* [PROBLEM] Each line of the material must be repeated precisely, with the pictures left out.

* [SUPPLIED DATA]
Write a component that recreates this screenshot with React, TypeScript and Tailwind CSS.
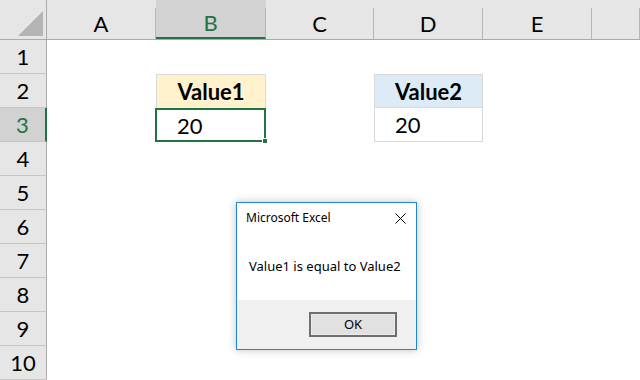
import { Fragment } from 'react';

const COLS = ['A', 'B', 'C', 'D', 'E', ''];
const ROWS = [1, 2, 3, 4, 5, 6, 7, 8, 9, 10];

function ColHeader({ label, selected }: { label: string; selected?: boolean }) {
  return (
    <div className={`flex pt-2 ${selected ? 'bg-[#d2d2d2]' : 'bg-[#e6e6e6]'} border-b border-[#ababab]`}>
      <div
        className={`flex h-full w-full items-center justify-center border-r border-[#b6b6b6] text-[22px] ${
          selected ? 'text-[#217346] border-b-2 border-b-[#217346]' : 'text-black'
        }`}
      >
        {label}
      </div>
    </div>
  );
}

function RowHeader({ n, selected }: { n: number; selected?: boolean }) {
  return (
    <div
      className={`flex items-center justify-center border-b border-[#c6c6c6] text-[22px] ${
        selected
          ? 'bg-[#d2d2d2] text-[#217346] border-r-2 border-r-[#217346]'
          : 'bg-[#e6e6e6] text-black border-r border-r-[#ababab]'
      }`}
    >
      {n}
    </div>
  );
}

function Cell({ row, col }: { row: number; col: number }) {
  if (row === 2 && col === 1) {
    return (
      <div className="flex items-center justify-center border border-[#d9d9d9] border-b-0 bg-[#fff2cc] text-[22px] font-bold">
        Value1
      </div>
    );
  }
  if (row === 3 && col === 1) {
    return (
      <div className="relative -ml-px flex items-center border-2 border-[#217346] pl-5 text-[22px]">
        20
        <div className="absolute -right-[4px] -bottom-[4px] h-[6px] w-[6px] border border-white bg-[#217346]" />
      </div>
    );
  }
  if (row === 2 && col === 3) {
    return (
      <div className="flex items-center justify-center border border-[#d9d9d9] bg-[#ddebf7] text-[22px] font-bold">
        Value2
      </div>
    );
  }
  if (row === 3 && col === 3) {
    return (
      <div className="flex items-center border border-t-0 border-[#d9d9d9] pl-5 text-[22px]">
        20
      </div>
    );
  }
  return <div />;
}

function MsgBox() {
  return (
    <div className="absolute left-[236px] top-[202px] flex h-[148px] w-[181px] flex-col border border-[#1c87d8] bg-white font-['Noto_Sans',sans-serif] text-black shadow-[0_0_8px_rgba(0,0,0,0.25)]">
      <div className="flex h-[30px] items-center justify-between pl-[9px] pr-[10px] text-[12px]">
        <span>Microsoft Excel</span>
        <svg width="11" height="11" viewBox="0 0 11 11" className="mt-[1px]">
          <path d="M0.5 0.5 L10.5 10.5 M10.5 0.5 L0.5 10.5" stroke="#000" strokeWidth="1" />
        </svg>
      </div>
      <div className="flex h-[67px] items-center pl-[12px] text-[13px]">Value1 is equal to Value2</div>
      <div className="flex flex-1 justify-end bg-[#f0f0f0] pr-[19px] pt-[12px]">
        <div className="flex h-[25px] w-[88px] items-center justify-center border-2 border-[#6e6e6e] bg-[#e1e1e1] text-[13px] outline outline-1 -outline-offset-3 outline-[#ececec]">
          OK
        </div>
      </div>
    </div>
  );
}

export default function App() {
  return (
    <div className="relative h-[380px] w-[640px] overflow-hidden bg-white font-['Lato',sans-serif] text-black">
      <div className="grid grid-cols-[47px_109px_110px_108px_109px_109px_48px] grid-rows-[40px_repeat(10,34px)]">
        {/* corner */}
        <div className="flex items-end justify-end border-b border-r border-[#ababab] bg-[#e6e6e6] pb-[3px] pr-[3px]">
          <svg width="25" height="25" viewBox="0 0 25 25">
            <polygon points="25,0 25,25 0,25" fill="#b4b4b4" />
          </svg>
        </div>
        {COLS.map((c, i) => (
          <ColHeader key={i} label={c} selected={c === 'B'} />
        ))}
        {ROWS.map((r) => (
          <Fragment key={r}>
            <RowHeader n={r} selected={r === 3} />
            {COLS.map((_, ci) => (
              <Cell key={ci} row={r} col={ci} />
            ))}
          </Fragment>
        ))}
      </div>
      <MsgBox />
    </div>
  );
}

* [FULL ANSWER]
Write a component that recreates this screenshot with React, TypeScript and Tailwind CSS.
import { Fragment } from 'react';

const COLS = ['A', 'B', 'C', 'D', 'E', ''];
const ROWS = [1, 2, 3, 4, 5, 6, 7, 8, 9, 10];

function ColHeader({ label, selected }: { label: string; selected?: boolean }) {
  return (
    <div className={`flex pt-2 ${selected ? 'bg-[#d2d2d2]' : 'bg-[#e6e6e6]'} border-b border-[#ababab]`}>
      <div
        className={`flex h-full w-full items-center justify-center border-r border-[#b6b6b6] text-[22px] ${
          selected ? 'text-[#217346] border-b-2 border-b-[#217346]' : 'text-black'
        }`}
      >
        {label}
      </div>
    </div>
  );
}

function RowHeader({ n, selected }: { n: number; selected?: boolean }) {
  return (
    <div
      className={`flex items-center justify-center border-b border-[#c6c6c6] text-[22px] ${
        selected
          ? 'bg-[#d2d2d2] text-[#217346] border-r-2 border-r-[#217346]'
          : 'bg-[#e6e6e6] text-black border-r border-r-[#ababab]'
      }`}
    >
      {n}
    </div>
  );
}

function Cell({ row, col }: { row: number; col: number }) {
  if (row === 2 && col === 1) {
    return (
      <div className="flex items-center justify-center border border-[#d9d9d9] border-b-0 bg-[#fff2cc] text-[22px] font-bold">
        Value1
      </div>
    );
  }
  if (row === 3 && col === 1) {
    return (
      <div className="relative -ml-px flex items-center border-2 border-[#217346] pl-5 text-[22px]">
        20
        <div className="absolute -right-[4px] -bottom-[4px] h-[6px] w-[6px] border border-white bg-[#217346]" />
      </div>
    );
  }
  if (row === 2 && col === 3) {
    return (
      <div className="flex items-center justify-center border border-[#d9d9d9] bg-[#ddebf7] text-[22px] font-bold">
        Value2
      </div>
    );
  }
  if (row === 3 && col === 3) {
    return (
      <div className="flex items-center border border-t-0 border-[#d9d9d9] pl-5 text-[22px]">
        20
      </div>
    );
  }
  return <div />;
}

function MsgBox() {
  return (
    <div className="absolute left-[236px] top-[202px] flex h-[148px] w-[181px] flex-col border border-[#1c87d8] bg-white font-['Noto_Sans',sans-serif] text-black shadow-[0_0_8px_rgba(0,0,0,0.25)]">
      <div className="flex h-[30px] items-center justify-between pl-[9px] pr-[10px] text-[12px]">
        <span>Microsoft Excel</span>
        <svg width="11" height="11" viewBox="0 0 11 11" className="mt-[1px]">
          <path d="M0.5 0.5 L10.5 10.5 M10.5 0.5 L0.5 10.5" stroke="#000" strokeWidth="1" />
        </svg>
      </div>
      <div className="flex h-[67px] items-center pl-[12px] text-[13px]">Value1 is equal to Value2</div>
      <div className="flex flex-1 justify-end bg-[#f0f0f0] pr-[19px] pt-[12px]">
        <div className="flex h-[25px] w-[88px] items-center justify-center border-2 border-[#6e6e6e] bg-[#e1e1e1] text-[13px] outline outline-1 -outline-offset-3 outline-[#ececec]">
          OK
        </div>
      </div>
    </div>
  );
}

export default function App() {
  return (
    <div className="relative h-[380px] w-[640px] overflow-hidden bg-white font-['Lato',sans-serif] text-black">
      <div className="grid grid-cols-[47px_109px_110px_108px_109px_109px_48px] grid-rows-[40px_repeat(10,34px)]">
        {/* corner */}
        <div className="flex items-end justify-end border-b border-r border-[#ababab] bg-[#e6e6e6] pb-[3px] pr-[3px]">
          <svg width="25" height="25" viewBox="0 0 25 25">
            <polygon points="25,0 25,25 0,25" fill="#b4b4b4" />
          </svg>
        </div>
        {COLS.map((c, i) => (
          <ColHeader key={i} label={c} selected={c === 'B'} />
        ))}
        {ROWS.map((r) => (
          <Fragment key={r}>
            <RowHeader n={r} selected={r === 3} />
            {COLS.map((_, ci) => (
              <Cell key={ci} row={r} col={ci} />
            ))}
          </Fragment>
        ))}
      </div>
      <MsgBox />
    </div>
  );
}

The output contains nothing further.